Sen. Bongbong: What I would hope to find in that report would be exactly what were the mechanisms within the MILF, even including whatever contact with the BIFF or any other armed groups, to try and see what happened. And knowing that we would then be able to identify where the weak points are and strengthen those weak points; and use those lessons that we learned and put that in the form of amendments or additional provisions in the BBL so as to strengthen that mechanism.

That is critical because the whole point of the BBL is to avoid this kind of thing, this kind of incident as happened in the Mamasapano. That is central to the entire reason for having a BBL.

TMP: Okay, the House I understand has deleted some provisions already, in their initial statements to media. Is this an exercise also that your committee is going through, at this point?

Sen. Bongbong: Yes. In the Senate we’ve handled it a slightly different way than from the House.

TMP: How are you handling it?

Sen. Bongbong: We had separated subjects, especially in terms of constitutional infirmities that some people had pointed out. And what we did, because the chairman of the Constitutional Amendments (committee) is Sen. Miriam. And Sen. Miriam, I asked her to conduct hearings on those specific subjects.

And she did and she had some of the legal luminaries, our great constitutionalists, come and give their opinions.

TMP: And what areas or what provisions are….?

Sen. Bongbong: Oh, there are quite a few.

TMP: Foremost of which are?

Sen. Bongbong: One thing that came out immediately was the seeming diminution of powers of the constitutional bodies. I’m speaking of the COA, of the Comelec, and the Ombdusman’s Office as well. So I think those are the areas that the House has either completely deleted or has changed.

The other question that came out is how do we have a parliamentary, ministerial system in one area of the country where the rest of the country is unitary and republican? And so how do we do that, how does that work? Because if we look at even the United States, although they are federal the voting system is exactly the same for every single voter in that country and the way they elect the President. How do we elect the President there? Will it be, again, the same way?

TMP: Okay, the two other areas that they were looking at?

Sen. Bongbong: The other question that they raised is whether or not the mandate in the constitution to form an autonomous region in Mindanao has already been satisfied? And if it has Congress cannot, without a constitutional amendment, cannot do it by law and change that mandate.

TMP: The mandate for?

Sen. Bongbong: Well, in the constitution there are two: the CAR, which is the Cordillera Autonomous Region and ARMM. And the language in the constitution states that the First Congress after this constitution is written will then organize an autonomous region of Muslim Mindanao. That has been done and so we cannot do another one—that is one of the questions that were being discussed.

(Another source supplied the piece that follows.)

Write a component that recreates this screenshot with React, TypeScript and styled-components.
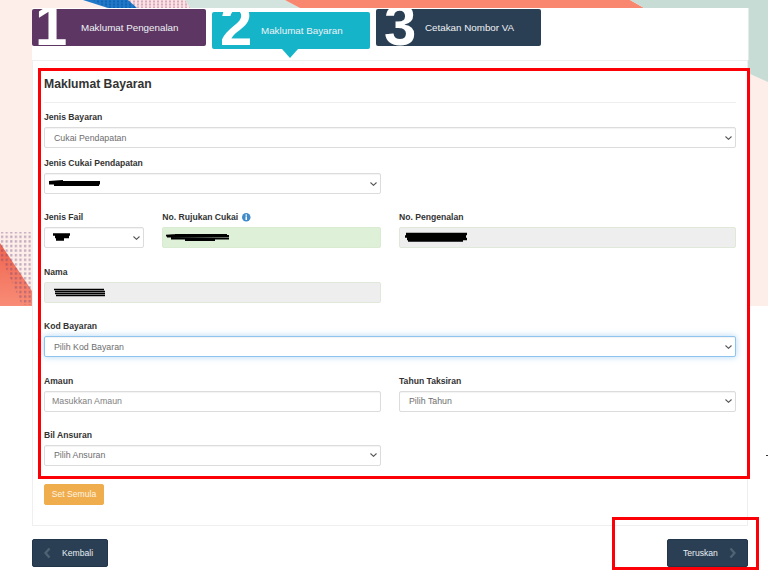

TMP: If at all there are legal luminaries debating about these, if you start you public hearings again in areas that you said that you wanted to visit, do you have an initial sense of what these people really like to happen  as far as the Bangsamoro Basic Law is concerned? Can you give me a pulse of what you actually feel and see?

Sen. Bongbong: Well, the principle of self-determination I think is central. And that is something that is well accepted by I think all folks. Our Muslim brothers have a different culture, have a different history, have a specific area, have a different law, of course religion and that should be taken into account. And that’s what self-determination should be about. And that’s why the Autonomous Regions were created.

TMP: Is that bringing the whole ancient grievances back on the table?

Sen. Bongbong: There is an element of that. When the questions are asked as to why huge sums are being handed over, or proposed to be handed over—the calculation is something like P75 to P79 every year, that is larger than the budget of the AFP, and that is a very large amount of money—without any, shall we say, conditions. And it would just be handed over to the Bangsamoro government to do as they please.

TMP: Okay. Last question: do you trust them? Do you trust these same people and the people who are supportive of the Bangsamoro Basic Law?

Sen. Bongbong: Whether or not I trust them I think is not important. What is important is whether or not the people trust the MILF. And unfortunately I have to say that the MILF have caused the general public to lose trust not only in BBL but in the entire peace process—which is another tragedy that came out of Mamasapano.

TMP: Okay, we’re starting a section in the World Tonight, a segment in the World Tonight, to crack the ideas of anybody to say something how they like the descriptions and…of the Bangsamoro Basic Law to begin even while the Mamasapano incident is still being ended.

Thank you very much Senator Bongbong Marcos for joining us in the World Tonight. You are our first guest in this segment.

Sen. Bongbong: Thank you.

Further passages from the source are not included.